Well, PS3.0 is more about branching and loops and some aditional instructions. Those are available on GLSL. But if either runs slow (not ps3.0 hardware) or runs fast (without ps3.0 hardware).

For example, an if or for statement gets compiled more eficently on ps3.0 cards rather then on ps2.0 hardware.
And of course, some instruction aren’t supported at all, making the card fall to software.

Either way, ps3.0 is the assembly interface. HLSL “targets” a pixel shader version. GLSL doesn’t (in the same sence). Using GLSL makes it transparent coding for ps2.0 or ps3.0 hardware. HLSL does it to but is more dependent on the shader version as targets.

Sorry, can’t explain it any better… :smiley:

For example, an if or for statement gets compiled more eficently on ps3.0 cards rather then on ps2.0 hardware.
And of course, some instruction aren’t supported at all, making the card fall to software.

This is not guranteed to be true. You can’t make statements about performance without refering to a peice of implementation.

everyone seems to say that PS 3.0 (which is only for Direct3D right?) is a giant leap forward in shader technology. How does it compare with GLSL?
All that can be said is that GLSL is a C like language with build in functions.
It doesn’t care what the hw can do.
You might say that it is ps infinite.0 capable, vs infinite.0 capable

ps3.0 is more about what the hw can actually do.

Yes, however GLSL is also focused on what the hardware could do (at the moment PS3.0 type capability). It’s just higher level than assembly, which Microsoft provides and OpenGL doesn’t (at the moment…). In fact, OpenGL just leaves more up to the driver, which in the past has been a strength of OpenGL (can you choose a specific version of assembly to compile to?).

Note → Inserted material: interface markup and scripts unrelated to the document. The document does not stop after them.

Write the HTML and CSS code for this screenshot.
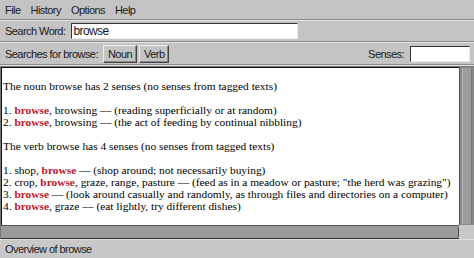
FILE: index.html
```
<!DOCTYPE html>
<html>
<head>
  <title>WordNet Browser</title>
  <meta charset="utf-8">
  <link rel="stylesheet" href="styles.css">
</head>
<body>
  <div class="menubar">
    <span>File</span>
    <span>History</span>
    <span>Options</span>
    <span>Help</span>
  </div>
  <div class="row search-row">
    <span class="label">Search Word:</span>
    <div class="entry word-entry">browse</div>
  </div>
  <div class="row pos-row">
    <span class="label">Searches for browse:</span>
    <button class="btn">Noun</button>
    <button class="btn">Verb</button>
    <span class="spacer"></span>
    <span class="label">Senses:</span>
    <div class="entry senses-entry"></div>
  </div>
  <div class="main">
    <div class="text-col">
      <div class="text">
        <p>&nbsp;</p>
        <p>The noun browse has 2 senses (no senses from tagged texts)</p>
        <p>&nbsp;</p>
        <p>1. <b>browse</b>, browsing –– (reading superficially or at random)</p>
        <p>2. <b>browse</b>, browsing –– (the act of feeding by continual nibbling)</p>
        <p>&nbsp;</p>
        <p>The verb browse has 4 senses (no senses from tagged texts)</p>
        <p>&nbsp;</p>
        <p>1. shop, <b>browse</b> –– (shop around; not necessarily buying)</p>
        <p>2. crop, <b>browse</b>, graze, range, pasture –– (feed as in a meadow or pasture; "the herd was grazing")</p>
        <p>3. <b>browse</b> –– (look around casually and randomly, as through files and directories on a computer)</p>
        <p>4. <b>browse</b>, graze –– (eat lightly, try different dishes)</p>
      </div>
      <div class="hscroll"><div class="hslider"></div></div>
    </div>
    <div class="vscroll-col">
      <div class="vscroll"><div class="vslider"></div></div>
      <div class="corner"></div>
    </div>
  </div>
  <div class="status">Overview of browse</div>
</body>
</html>
```
FILE: styles.css
```
body {
  margin: 0;
  width: 474px;
  height: 258px;
  background: #c4c4c4;
  font-family: "Liberation Sans", Arial, sans-serif;
  font-size: 11px;
  letter-spacing: -0.55px;
  color: #1a1a1a;
  display: flex;
  flex-direction: column;
  overflow: hidden;
}
.menubar {
  height: 19px;
  display: flex;
  align-items: center;
  gap: 10px;
  padding: 0 5px;
  border-bottom: 1px solid #8a8a8a;
  box-shadow: 0 1px 0 #e4e4e4;
}
.row {
  height: 20px;
  display: flex;
  align-items: center;
  padding: 0 4px 0 5px;
  border-bottom: 1px solid #8a8a8a;
  box-shadow: 0 1px 0 #e4e4e4;
}
.search-row {
  margin-top: 1px;
}
.pos-row {
  margin-top: 1px;
  height: 21px;
}
.label {
  margin-right: 6px;
}
.entry {
  height: 14px;
  background: #fff;
  border-top: 1px solid #333;
  border-left: 1px solid #333;
  border-right: 1px solid #eee;
  border-bottom: 1px solid #eee;
  line-height: 14px;
  padding-left: 1px;
  font-size: 12px;
  letter-spacing: -0.6px;
}
.word-entry {
  width: 224px;
}
.senses-entry {
  width: 57px;
}
.btn {
  font: inherit;
  color: inherit;
  letter-spacing: inherit;
  height: 18px;
  padding: 0 4px;
  margin: 0 3px 0 -1px;
  background: #c4c4c4;
  border-top: 1px solid #eee;
  border-left: 1px solid #eee;
  border-right: 1px solid #444;
  border-bottom: 1px solid #444;
  box-shadow: inset -1px -1px 0 #888;
}
.spacer {
  flex: 1;
}
.main {
  flex: 1;
  display: flex;
  margin-top: 1px;
  border-top: 1px solid #777;
  border-left: 1px solid #777;
}
.text-col {
  flex: 1;
  display: flex;
  flex-direction: column;
}
.text {
  flex: 1;
  background: #fff;
  border-top: 1px solid #111;
  border-left: 1px solid #111;
  padding-left: 1px;
  font-family: "Liberation Serif", "Times New Roman", serif;
  font-size: 11.4px;
  letter-spacing: 0;
  line-height: 12px;
  color: #000;
  overflow: hidden;
}
.text p {
  margin: 0;
  white-space: nowrap;
}
.text b {
  color: #c01530;
}
.hscroll {
  height: 12px;
  background: #999;
  border-top: 1px solid #555;
  border-bottom: 1px solid #333;
}
.hslider {
  height: 10px;
  margin: 1px 0 0 1px;
  background: #9a9a9a;
  border-right: 1px solid #444;
  border-radius: 0 2px 2px 0;
}
.vscroll-col {
  width: 15px;
  display: flex;
  flex-direction: column;
}
.vscroll {
  flex: 1;
  background: #888;
  border-left: 1px solid #555;
  padding: 1px 2px;
}
.vslider {
  height: 100%;
  background: #9c9c9c;
  border-left: 1px solid #b8b8b8;
  border-right: 1px solid #777;
}
.corner {
  height: 14px;
  background: #c8c8c8;
}
.status {
  height: 18px;
  line-height: 18px;
  padding-left: 5px;
  background: #c8c8c8;
  border-top: 1px solid #e0e0e0;
}
```
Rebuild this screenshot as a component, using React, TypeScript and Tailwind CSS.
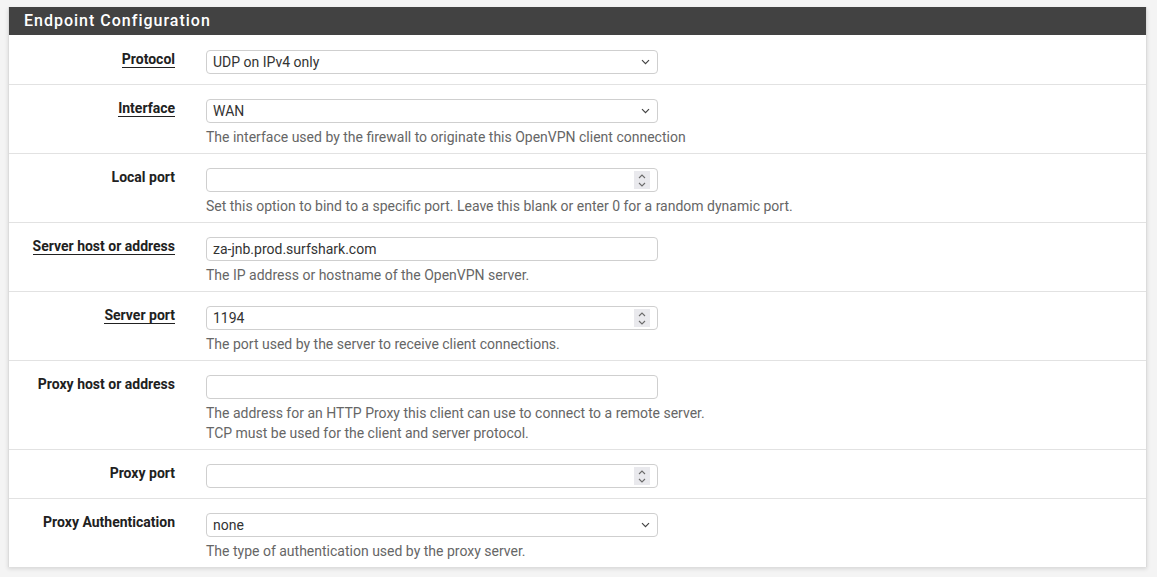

GLSL is only PSinfinite.0 compatibile if they add an extension mechanism and keep revising the spec. In the end, they all need to be updated, and there isn’t that big a difference between them, except that GLSL tries to be “forward looking” where Microsoft sets the entire spec based on immediate demand (and it’s becoming less cludged, which is why it’s so dangerous to opengl).